Richard, great idea on the experiment. It’s stunning how such an obviously flawed metric as impact factor is so widely accepted by large swathes of supposedly rational, critical thinking scientists.
Is there nothing more depressing than submitting your CV for funding/job applications (as I am regularly at the moment), with strict guidelines stipulating that you must provide citation metrics for all papers etc. Pretty much assures you that the committee is only going to look at the numbers.
You can be a co-author, Darren.
The trouble is raising the money—it would basically mean a funding body saying “OK, what have we got to lose?” and realizing they could fund better science in the long term.
Love the idea of the experiment! I know a program director at NSF who I’ve sent the link. I’ve also sent it to a program director at the German DFG. The third person that came to mind is Richard Gordon of ‘baseline grant’ fame: “Gordon, R. & B.J. Poulin (2009). Cost of the NSERC science grant peer
review system exceeds the cost of giving every qualified researcher a
baseline grant. Accountability in Research: Policies and Quality
Assurance 16(1), 1-28.” Let’s see what they say (if anything).

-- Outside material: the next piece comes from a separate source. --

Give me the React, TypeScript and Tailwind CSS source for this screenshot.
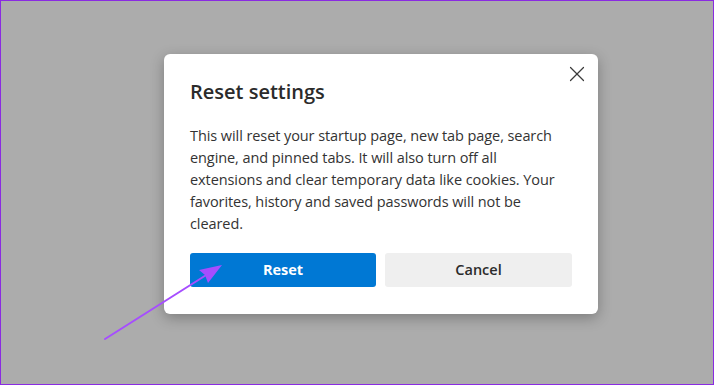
import { X } from "lucide-react";

const bodyLines = [
  "This will reset your startup page, new tab page, search",
  "engine, and pinned tabs. It will also turn off all",
  "extensions and clear temporary data like cookies. Your",
  "favorites, history and saved passwords will not be",
  "cleared.",
];

const ResetDialog = () => {
  return (
    <div className="relative w-[434px] h-[260px] rounded-md bg-white shadow-[0_4px_14px_rgba(0,0,0,0.28)] px-[26px] pt-[24px]">
      <button className="absolute right-[8px] top-[7px] flex h-[26px] w-[26px] items-center justify-center text-[#3b3b3b]">
        <X size={26} strokeWidth={1.1} />
      </button>
      <h2 className="text-[20px] leading-[28px] font-semibold text-[#2b2b2b]">
        Reset settings
      </h2>
      <p className="mt-[19px] text-[14.5px] leading-[22px] tracking-[-0.08px] text-[#333333]">
        {bodyLines.map((line) => (
          <span key={line} className="block whitespace-nowrap">
            {line}
          </span>
        ))}
      </p>
      <div className="mt-[18px] flex gap-[9px]">
        <button className="h-[34px] w-[186px] rounded-[3px] bg-[#0078d4] text-[14.5px] font-bold text-white">
          Reset
        </button>
        <button className="h-[34px] w-[187px] rounded-[3px] bg-[#efefef] text-[14.5px] font-semibold text-[#2b2b2b]">
          Cancel
        </button>
      </div>
    </div>
  );
};

const App = () => {
  return (
    <div
      className="relative h-[385px] w-[714px] overflow-hidden border border-[#8a2be2] bg-[#acacac] pl-[163px] pt-[53px]"
      style={{ fontFamily: '"Open Sans", "Noto Sans", Arial, sans-serif' }}
    >
      <ResetDialog />
      <svg
        className="absolute left-0 top-0 pointer-events-none"
        width="714"
        height="385"
        viewBox="0 0 714 385"
      >
        <line x1="104" y1="338" x2="210" y2="271" stroke="#a64dff" strokeWidth="2" strokeLinecap="round" />
        <path d="M221 264 L198 269 L204 274 L207 282 Z" fill="#a64dff" />
      </svg>
    </div>
  );
};

export default App;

Ah, top show, Björn. Let’s see if they come knocking on my door…
The ongoing romance with Impact Factor seems to be due to it’s overall apperance of simplicity and objectivity. That and every other index is worse (especially when you’re a young scientist or your paper is new and hasn’t been cited a great deal yet).
Richard- Is this idea of re-assessing quality post-publication simply just another method of peer review? As all of our papers have already been through peer review (ugly as it is) what is the marginal value of yet another round of it? Might be important given the opportunity costs involved in going through them all again?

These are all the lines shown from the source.